= Apollodorus of Seleucia =

2nd-century BC Stoic philosopher

Apollodorus of Seleucia (Ἀπολλόδωρος; flourished c. 150 BC), or Apollodorus Ephillus, was a Stoic philosopher, and a pupil of Diogenes of Babylon.

Apollodorus is famous for describing Cynicism as "the short path to virtue", and he may have been the first Stoic after the time of Zeno and Aristo to systematically attempt to reconcile Stoicism with Cynicism. The lengthy account of Cynicism given by Diogenes Laërtius, which is presented from a Stoic point of view, may be derived from Apollodorus, and it is possible that he was the first Stoic to promote the idea of a line of Cynic succession from Socrates to Zeno (Socrates – Antisthenes – Diogenes – Crates – Zeno).
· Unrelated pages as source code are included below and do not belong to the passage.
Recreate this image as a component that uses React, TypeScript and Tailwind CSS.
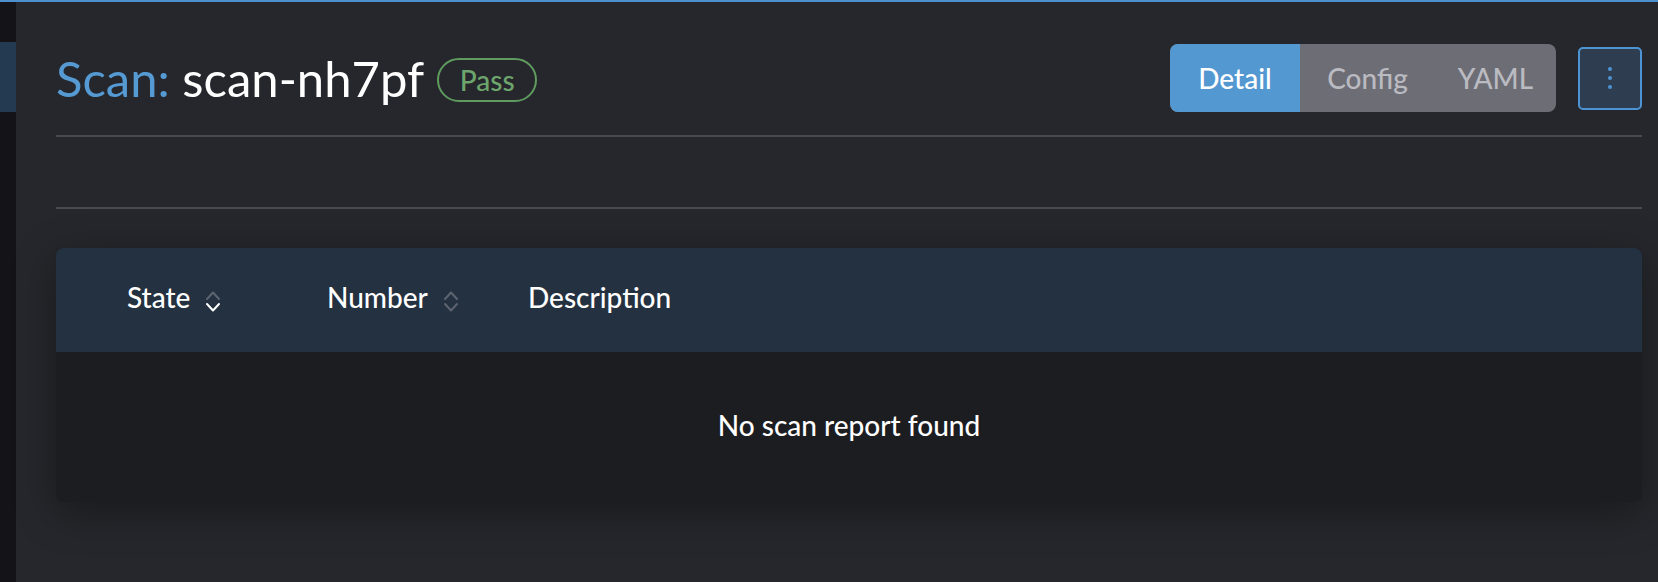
import React from 'react';

const FONT = "font-['Lato','Noto_Sans',sans-serif]";

interface Column {
  label: string;
  width: string;
  sort?: 'down' | 'none';
}

const COLUMNS: Column[] = [
  { label: 'State', width: 'w-[200px]', sort: 'down' },
  { label: 'Number', width: 'w-[201px]', sort: 'none' },
  { label: 'Description', width: 'flex-1' },
];

// up/down chevrons used as the sort toggle in the table header
function SortIcon({ active }: { active: 'down' | 'none' }) {
  return (
    <svg aria-hidden="true" className="ml-[15px] mt-[9px] h-6 w-4 shrink-0" fill="none" viewBox="0 0 16 24">
      <path d="M2 10 8 3.5 14 10" stroke="#5c6470" strokeLinecap="round" strokeLinejoin="round" strokeWidth="2" />
      <path
        d="M2 15 8 21.5 14 15"
        stroke={active === 'down' ? '#ffffff' : '#5c6470'}
        strokeLinecap="round"
        strokeLinejoin="round"
        strokeWidth="2"
      />
    </svg>
  );
}

export default function App() {
  return (
    <div className={`flex min-h-[582px] w-full border-t-2 border-[#4e8fce] bg-[#26272c] font-medium ${FONT}`}>
      <aside className="w-4 shrink-0 bg-[#141418]">
        <div className="mt-10 h-[70px] bg-[#243a50]" />
      </aside>

      <main className="flex-1 pl-10 pr-4">
        <div className="mt-[42px] flex h-[68px] items-center justify-between">
          <div className="flex items-center">
            <h1 className="text-[49px] font-normal leading-none text-white">
              <span className="text-[#559ad3]">Scan:</span> scan-nh7pf
            </h1>
            <span className="ml-[13px] mt-[4px] flex h-[44px] w-[100px] items-center justify-center rounded-full border-2 border-[#5f9b5f] text-[28px] text-[#6da56d]">
              Pass
            </span>
          </div>

          <div className="flex items-center">
            <div className="flex h-[68px] overflow-hidden rounded-lg bg-[#6d6d75] text-[28px]">
              <button className="flex w-[130px] items-center justify-center bg-[#5398d1] text-white">Detail</button>
              <button className="flex w-[135px] items-center justify-center text-[#babac1]">Config</button>
              <button className="flex w-[121px] items-center justify-center text-[#babac1]">YAML</button>
            </div>
            <button className="ml-[22px] flex h-[63px] w-16 flex-col items-center justify-center gap-[5px] rounded-[5px] border-2 border-[#4d94d4] bg-[#2e3d4f]">
              <span className="h-1 w-1 rounded-full bg-[#4d94d4]" />
              <span className="h-1 w-1 rounded-full bg-[#4d94d4]" />
              <span className="h-1 w-1 rounded-full bg-[#4d94d4]" />
            </button>
          </div>
        </div>

        <div className="mt-[23px] h-[2px] bg-[#4a4b50]" />
        <div className="h-[70px]" />
        <div className="h-[2px] bg-[#4a4b50]" />

        <div className="mt-[39px] overflow-hidden rounded-lg bg-[#1c1d21] shadow-[0_10px_40px_rgba(0,0,0,0.35)]">
          <div className="flex h-[104px] items-center bg-[#243140] pb-[7px] pl-[71px] text-[28px] text-white">
            {COLUMNS.map((column) => (
              <div key={column.label} className={`flex items-center ${column.width}`}>
                <span>{column.label}</span>
                {column.sort && <SortIcon active={column.sort} />}
              </div>
            ))}
          </div>
          <div className="flex h-[150px] items-center justify-center pb-[4px] text-[28px] text-white">
            No scan report found
          </div>
        </div>
      </main>
    </div>
  );
}
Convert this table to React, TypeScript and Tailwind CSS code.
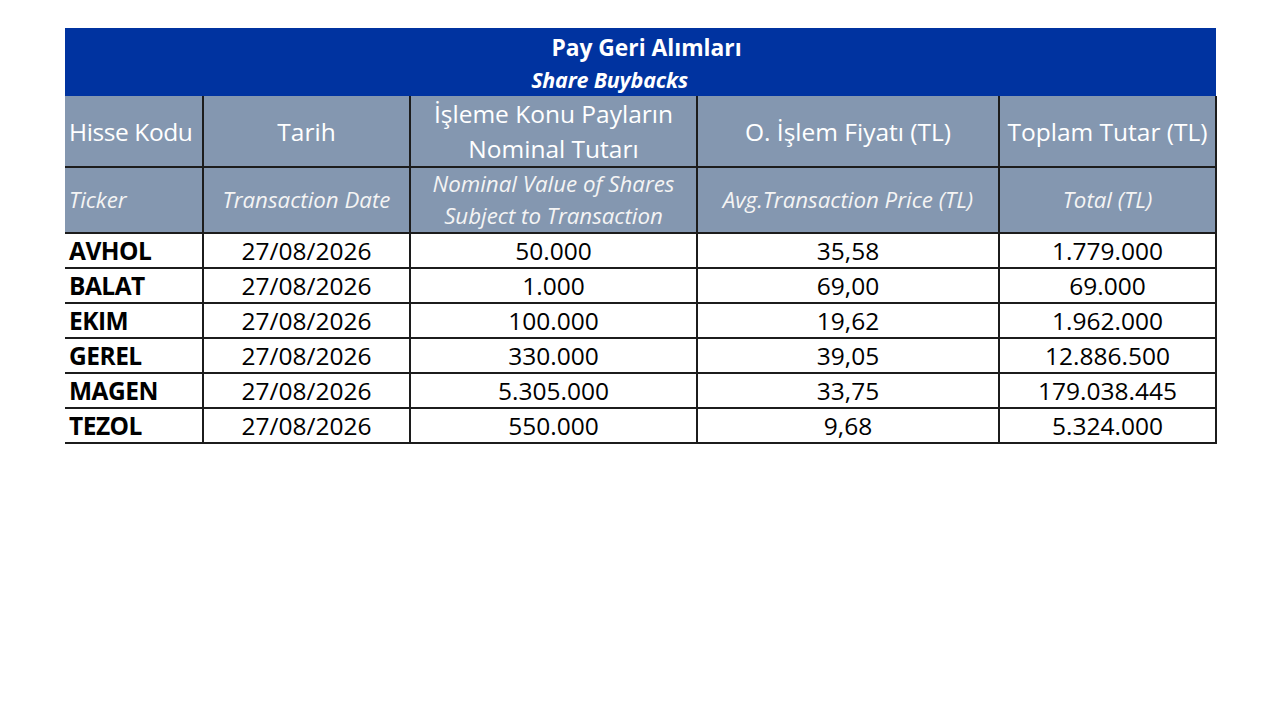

He wrote a number of handbooks (εἰσαγωγαί) on Stoicism, including ones on Ethics and Physics which are frequently cited by Diogenes Laërtius. His book on Physics was well known in ancient times, and the Stoic Theon of Alexandria wrote a commentary on it in the 1st century AD. It is quoted several times by Diogenes Laërtius, and Stobaeus records Apollodorus' views on the nature of time:
Time is the dimension of the world's motion; and it is infinite in just the way that the whole number is said to be infinite. Some of it is past, some present, and some future. But the whole of time is present, as we say that the year is present on a larger compass. Also, the whole of time is said to belong, though none of its parts belong exactly.